O livro aqui está. É um livro em que não há os animais que falam, nem as fadas que protegem ou perseguem crianças, nem as feiticeiras que entram pelos buracos das fechaduras; há aqui descrições da natureza, cenas de família, hinos ao trabalho, à fé, ao dever, alusões ligeiras à história da pátria, pequenos contos em que a bondade é louvada e premiada (BILAC, 1904, p. 10).

Ainda nesse documento, Bilac chama a atenção do leitor ao manifestar plena consciência acerca do que salientou nos parágrafos anteriores como “literatura escolar”, de fundo didático e não necessariamente endereçado ao prazer estético da criança, e a “obra aberta”, bem mais sofisticada e absolutamente aberta à total participação do destinatário.


2- Monteiro Lobato: a revolução conceptual.

A concepção de literatura infanto-juvenil que sustenta o projeto de Monteiro Lobato compreende um desdobramento de suas idéias gerais sobre literatura. Em linhas gerais, o ficcionista enaltece textos claros, concisos, revestidos de dinamismo, destituídos de digressões e capazes de instruir e, ao mesmo tempo, deleitar o interlocutor – o que, na verdade, refletia uma preocupação do autor com a formação dos filhos, tendo em vista que os livros que circulavam na época eram de âmbito monológico e estritamente utilitaristas.

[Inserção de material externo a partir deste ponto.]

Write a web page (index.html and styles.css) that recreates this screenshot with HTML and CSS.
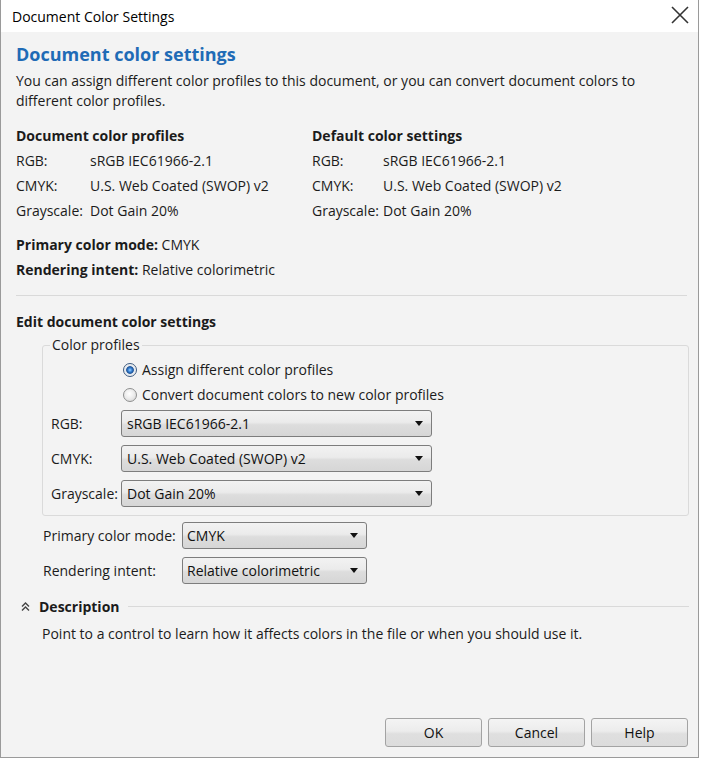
FILE: index.html
```html
<!DOCTYPE html>
<html>
<head>
<meta charset="utf-8">
<link rel="stylesheet" href="styles.css">
</head>
<body>
<div class="window">
  <div class="titlebar">
    <span class="title">Document Color Settings</span>
    <svg class="close" width="18" height="18" viewBox="0 0 18 18"><path d="M1 1 L17 17 M17 1 L1 17" stroke="#333" stroke-width="1.6" fill="none"/></svg>
  </div>
  <div class="content">
    <h1 class="heading">Document color settings</h1>
    <p class="intro">You can assign different color profiles to this document, or you can convert document colors to different color profiles.</p>

    <div class="profiles">
      <div class="profile-col">
        <div class="bold-line">Document color profiles</div>
        <div class="kv"><span class="k">RGB:</span><span>sRGB IEC61966-2.1</span></div>
        <div class="kv"><span class="k">CMYK:</span><span>U.S. Web Coated (SWOP) v2</span></div>
        <div class="kv"><span class="k">Grayscale:</span><span>Dot Gain 20%</span></div>
      </div>
      <div class="profile-col right">
        <div class="bold-line">Default color settings</div>
        <div class="kv"><span class="k">RGB:</span><span>sRGB IEC61966-2.1</span></div>
        <div class="kv"><span class="k">CMYK:</span><span>U.S. Web Coated (SWOP) v2</span></div>
        <div class="kv"><span class="k">Grayscale:</span><span>Dot Gain 20%</span></div>
      </div>
    </div>

    <div class="summary">
      <div class="line"><b>Primary color mode:</b> CMYK</div>
      <div class="line"><b>Rendering intent:</b> Relative colorimetric</div>
    </div>

    <div class="separator"></div>

    <div class="bold-line edit-head">Edit document color settings</div>

    <fieldset class="group">
      <legend>Color profiles</legend>
      <div class="radio-row"><span class="radio checked"></span><span>Assign different color profiles</span></div>
      <div class="radio-row"><span class="radio"></span><span>Convert document colors to new color profiles</span></div>
      <div class="select-row"><span class="select-label">RGB:</span><div class="select wide"><span>sRGB IEC61966-2.1</span><span class="arrow"></span></div></div>
      <div class="select-row"><span class="select-label">CMYK:</span><div class="select wide"><span>U.S. Web Coated (SWOP) v2</span><span class="arrow"></span></div></div>
      <div class="select-row"><span class="select-label">Grayscale:</span><div class="select wide"><span>Dot Gain 20%</span><span class="arrow"></span></div></div>
    </fieldset>

    <div class="mode-rows">
      <div class="mode-row"><span class="mode-label">Primary color mode:</span><div class="select narrow"><span>CMYK</span><span class="arrow"></span></div></div>
      <div class="mode-row"><span class="mode-label">Rendering intent:</span><div class="select narrow"><span>Relative colorimetric</span><span class="arrow"></span></div></div>
    </div>

    <div class="desc-head">
      <svg class="chev" width="9" height="9" viewBox="0 0 9 9"><path d="M1 4.5 L4.5 1 L8 4.5 M1 8.5 L4.5 5 L8 8.5" stroke="#444" stroke-width="1.4" fill="none"/></svg>
      <span class="desc-title">Description</span>
      <span class="desc-rule"></span>
    </div>
    <p class="desc">Point to a control to learn how it affects colors in the file or when you should use it.</p>

    <div class="spacer"></div>

    <div class="buttons">
      <div class="btn">OK</div>
      <div class="btn">Cancel</div>
      <div class="btn">Help</div>
    </div>
  </div>
</div>
</body>
</html>
```

FILE: styles.css
```css
html, body {
  margin: 0;
  padding: 0;
  background: #ffffff;
}
body {
  font-family: "Open Sans", "Noto Sans", sans-serif;
  font-size: 14px;
  color: #1b1b1b;
}
.window {
  width: 697px;
  height: 757px;
  border-left: 1px solid #9a9a9a;
  border-right: 1px solid #9a9a9a;
  border-bottom: 1px solid #9a9a9a;
  display: flex;
  flex-direction: column;
  background: #f3f3f3;
}
.titlebar {
  height: 32px;
  background: #ffffff;
  display: flex;
  align-items: center;
  justify-content: space-between;
  padding: 0 9px 0 11px;
  flex-shrink: 0;
}
.title {
  font-size: 14px;
  color: #000;
}
.close {
  margin-top: -2px;
}
.content {
  flex: 1;
  display: flex;
  flex-direction: column;
  padding: 0 9px 10px 15px;
}
.heading {
  margin: 9px 0 0 0;
  font-size: 18px;
  line-height: 26px;
  font-weight: 700;
  color: #1f6bb6;
}
.intro {
  margin: 4px 0 0 0;
  line-height: 20px;
  padding-right: 30px;
}
.profiles {
  display: flex;
  margin-top: 12px;
}
.profile-col {
  width: 296px;
}
.bold-line {
  font-weight: 700;
  line-height: 25px;
}
.kv {
  display: flex;
  line-height: 25px;
}
.k {
  width: 74px;
}
.profile-col.right .k {
  width: 71px;
}
.summary {
  margin-top: 9px;
}
.line {
  line-height: 25px;
}
.summary b {
  font-weight: 700;
}
.separator {
  height: 1px;
  background: #d9d9d9;
  margin: 13px 2px 0 0;
}
.edit-head {
  margin-top: 13px;
}
.group {
  margin: 1px 0 0 26px;
  padding: 2px 0 8px 8px;
  border: 1px solid #dadada;
  border-radius: 3px;
  min-width: 0;
}
.group legend {
  padding: 0 2px;
  margin-left: -1px;
  line-height: 20px;
}
.radio-row {
  display: flex;
  align-items: center;
  height: 25px;
  padding-left: 72px;
  gap: 5px;
}
.radio {
  box-sizing: border-box;
  width: 14px;
  height: 14px;
  border-radius: 50%;
  border: 1px solid #8e8f8f;
  background: radial-gradient(circle at 45% 40%, #ffffff 0%, #ebebeb 50%, #cfcfcf 100%);
  flex-shrink: 0;
}
.radio.checked {
  border-color: #3d5a80;
  background: radial-gradient(circle at 50% 50%, #9fd0ff 0%, #3a86d8 22%, #1a4f94 40%, #dfe6ee 50%, #f2f2f2 70%, #cfcfcf 100%);
}
.select-row {
  display: flex;
  align-items: center;
  margin-top: 8px;
}
.radio-row + .select-row {
  margin-top: 3px;
}
.select-label {
  width: 70px;
}
.select {
  box-sizing: border-box;
  height: 27px;
  border: 1px solid #7d7d7d;
  border-radius: 3px;
  background: linear-gradient(#f2f2f2 0%, #ebebeb 45%, #dddddd 55%, #d6d6d6 100%);
  display: flex;
  align-items: center;
  justify-content: space-between;
  padding: 0 8px 0 5px;
  color: #111;
}
.select.wide {
  width: 311px;
}
.select.narrow {
  width: 185px;
  height: 27px;
  padding-left: 4px;
}
.arrow {
  width: 0;
  height: 0;
  border-left: 4px solid transparent;
  border-right: 4px solid transparent;
  border-top: 5px solid #111;
}
.mode-rows {
  margin-top: 6px;
  padding-left: 27px;
  display: flex;
  flex-direction: column;
  gap: 8px;
}
.mode-row {
  display: flex;
  align-items: center;
}
.mode-label {
  width: 139px;
}
.desc-head {
  display: flex;
  align-items: center;
  margin-top: 10px;
  height: 25px;
  padding-left: 5px;
}
.chev {
  margin-right: 9px;
}
.desc-title {
  font-weight: 700;
}
.desc-rule {
  flex: 1;
  height: 1px;
  background: #d9d9d9;
  margin-left: 8px;
  margin-right: 0;
}
.desc {
  margin: 2px 0 0 26px;
  line-height: 25px;
}
.spacer {
  flex: 1;
}
.buttons {
  display: flex;
  justify-content: flex-end;
  gap: 6px;
  padding-right: 1px;
}
.btn {
  box-sizing: border-box;
  width: 97px;
  height: 29px;
  border: 1px solid #a3a3a3;
  border-radius: 3px;
  background: linear-gradient(#f4f4f4 0%, #ececec 45%, #dfdfdf 55%, #dcdcdc 100%);
  display: flex;
  align-items: center;
  justify-content: center;
  color: #111;
}
```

Problematizar o conceito de literatura infanto-juvenil empregado por um autor requer, mesmo antes de iniciar o trabalho de exegese crítica, conhecer as referências teóricas sobre infância que perpassam, sustentam e regem sua concepção.

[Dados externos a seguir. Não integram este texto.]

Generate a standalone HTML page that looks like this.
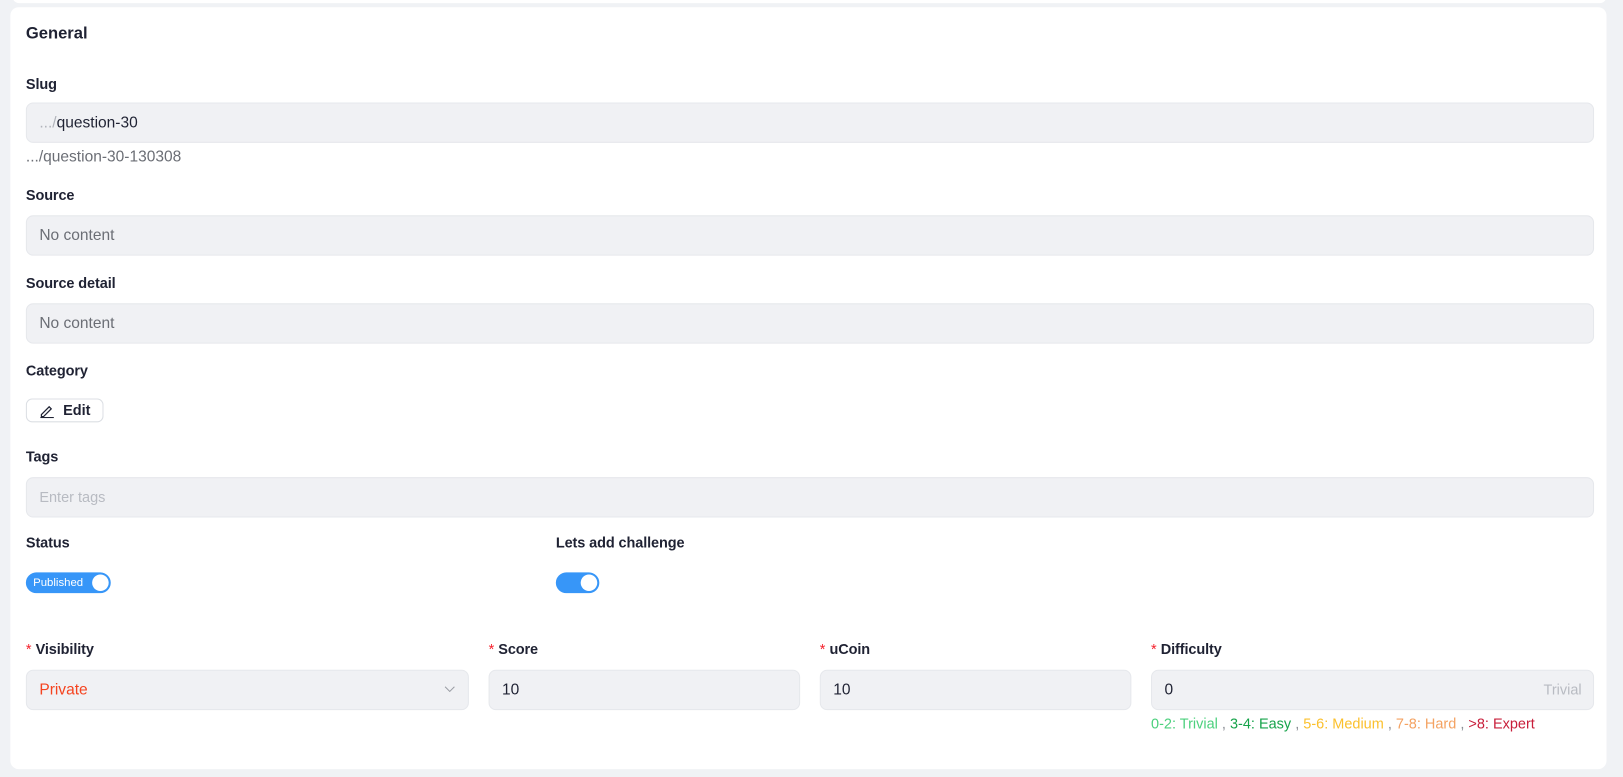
<!DOCTYPE html>
<html><head><style>
*{box-sizing:border-box;margin:0;padding:0}
body{width:1623px;height:777px;background:#f0f2f5;font-family:"Liberation Sans",Arial,sans-serif;position:relative;overflow:hidden;color:#1f2233}
#w{position:absolute;left:0;top:0;width:1568px;height:751px;transform:scale(1.0351);transform-origin:0 0}
.topcard{position:absolute;left:12px;top:-10px;width:1540px;height:13px;background:#fff;border-radius:8px}
.card{position:absolute;left:10px;top:7px;width:1542px;height:736px;background:#fff;border-radius:8px}
.a{position:absolute}
.lbl{font-size:14px;font-weight:bold;color:#1f2233;letter-spacing:-0.1px}
.inp{position:absolute;background:#f0f1f4;border:1px solid #e6e8ec;border-radius:7px;height:39px;font-size:15px;padding-left:12px;line-height:37px;color:#1f2233}
.req{color:#f5222d;font-weight:normal;margin-right:4px}
.tog{position:absolute;height:20px;background:#3796f8;border-radius:10px}
.knob{position:absolute;top:2px;width:16px;height:16px;border-radius:50%;background:#fff}
</style></head><body><div id="w">
<div class="topcard"></div>
<div class="card"></div>
<div class="a" style="left:25px;top:24px;font-size:16px;font-weight:bold">General</div>

<div class="a lbl" style="left:25px;top:73px">Slug</div>
<div class="inp" style="left:25px;top:99px;width:1515px"><span style="color:#b0b3ba">.../</span>question-30</div>
<div class="a" style="left:25px;top:143px;font-size:15px;color:#6b6e75">.../question-30-130308</div>

<div class="a lbl" style="left:25px;top:180px">Source</div>
<div class="inp" style="left:25px;top:208px;width:1515px;color:#6b6e75">No content</div>

<div class="a lbl" style="left:25px;top:265px">Source detail</div>
<div class="inp" style="left:25px;top:293px;width:1515px;color:#6b6e75">No content</div>

<div class="a lbl" style="left:25px;top:350px">Category</div>
<div class="a" style="left:25px;top:385px;width:75px;height:23px;border:1px solid #dcdfe4;border-radius:6px;font-size:14px;font-weight:bold;line-height:21px;padding-left:35px">Edit
<svg style="position:absolute;left:12px;top:4px" width="15" height="14" viewBox="0 0 15 14"><path d="M2 10.5 L9.5 3 L11.5 5 L4 12.5 L2 12.5 Z" fill="none" stroke="#1f2233" stroke-width="1.2"/><path d="M1 13.5 H14" stroke="#1f2233" stroke-width="1.2"/></svg></div>

<div class="a lbl" style="left:25px;top:433px">Tags</div>
<div class="inp" style="left:25px;top:461px;width:1515px;color:#b8bbc2;font-size:14px">Enter tags</div>

<div class="a lbl" style="left:25px;top:516px">Status</div>
<div class="tog" style="left:25px;top:553px;width:82px"><span style="position:absolute;left:7px;top:0;line-height:20px;font-size:11px;color:#fff">Published</span><div class="knob" style="left:64px"></div></div>
<div class="a lbl" style="left:537px;top:516px">Lets add challenge</div>
<div class="tog" style="left:537px;top:553px;width:42px"><div class="knob" style="left:24px"></div></div>

<div class="a lbl" style="left:25px;top:619px"><span class="req">*</span>Visibility</div>
<div class="inp" style="left:25px;top:647px;width:428px;color:#f5431f">Private
<svg style="position:absolute;right:12px;top:14px" width="11" height="8" viewBox="0 0 11 8"><path d="M1 1.5 L5.5 6 L10 1.5" fill="none" stroke="#9a9da4" stroke-width="1"/></svg></div>
<div class="a lbl" style="left:472px;top:619px"><span class="req">*</span>Score</div>
<div class="inp" style="left:472px;top:647px;width:301px">10</div>
<div class="a lbl" style="left:792px;top:619px"><span class="req">*</span>uCoin</div>
<div class="inp" style="left:792px;top:647px;width:301px">10</div>
<div class="a lbl" style="left:1112px;top:619px"><span class="req">*</span>Difficulty</div>
<div class="inp" style="left:1112px;top:647px;width:428px">0<span style="position:absolute;right:11px;color:#b8bbc2;font-size:14px">Trivial</span></div>
<div class="a" style="left:1112px;top:691px;font-size:14px;color:#8a8d94"><span style="color:#4cd07d">0-2: Trivial</span> , <span style="color:#16a34a">3-4: Easy</span> , <span style="color:#fbc02d">5-6: Medium</span> , <span style="color:#f4a261">7-8: Hard</span> , <span style="color:#c81e3a">&gt;8: Expert</span></div>
</div></body></html>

No geral, cumpre sublinhar que a concepção lobatiana de infância é bastante influenciada pelo clássico de J. Barrie, que é contemporâneo ao autor brasileiro, Peter Pan. (1911). Seguindo as trilhas do personagem escocês que almejava preservar-se na condição de criança - o que enfocava, exaltava e acentuava as particularidades de tal fase da vida - Lobato, em diferentes momentos de sua literatura, sublinha o encanto inerente à infância, contrapondo-o, de maneira drástica, ao marasmo peculiar à idade adulta. Por isso, seus personagens sentem a necessidade de se exibirem como crianças, preocupando-se com a lenta imposição dos anos de maturidade. É o que se revela em Reinações de Narizinho (1931) a partir do receio de Pedrinho em crescer, mesmo consciente de que isso era inelutável:

A história de Peter Pan, que Dona Benta contara aos meninos certo dia, tinha-os deixado de cabeça virada. Narizinho só pensava em Wendy; Pedrinho só pensava em Peter Pan, “o menino que nunca quis crescer”. Pedrinho também não queria crescer, mas estava crescendo. Cada vez que apareciam visitas era certo lhe dizerem, como se fosse um grande cumprimento: “Como está crescido!” e isso o mortificava (LOBATO, 1931, p.131, grifos nossos).

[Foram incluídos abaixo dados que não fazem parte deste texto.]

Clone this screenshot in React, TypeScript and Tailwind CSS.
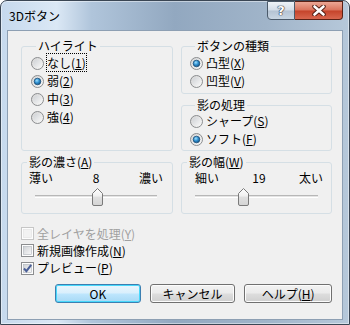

3- Um olhar feminino: Ana Maria Machado


Ana Maria Machado teve a infância marcada pelo efetivo contato com os títulos de Monteiro Lobato – fato, inclusive, decisivo na consolidação de sua carreira. Assim, consagrando-se com um estilo incomum e na condição de seguidora da proposta lobatiana, chegou a ser indicada ao júri que integra o International Board on Books Yang People (IBBY), recebendo, em 2000, o prêmio H. C. Andersen pelo conjunto de sua obra.


Revisitando sua obra, Lajolo (1995) apregoa que em vários pontos a trajetória da autora em questão se cruza com a percorrida por Lobato nos anos 20, 30 e 40. Entre os pontos que merecem destaque, a pesquisadora observa a “modernização do texto, a coloquialização da linguagem, o arejamento das mensagens, a concepção de criança leitora como inteligente e inventiva, além de uma atitude radicalmente crítica da realidade brasileira” (p.73).

Tendo em vista essas relações, é prudente ainda salientar que a própria autora assume abertamente seu vínculo com Lobato. É o que explicita tanto nos depoimentos contidos na publicação Ana e Ruth: 25 anos de literatura, quanto na seqüência de artigos enfeixados no livro Contracorrente: conversas sobre leitura e política. Aqui, Machado, examinando o percurso histórico da literatura infanto-juvenil brasileira, sublinha a contribuição de Monteiro Lobato no processo de construção, consolidação e legitimação da literatura para crianças e jovens como gênero.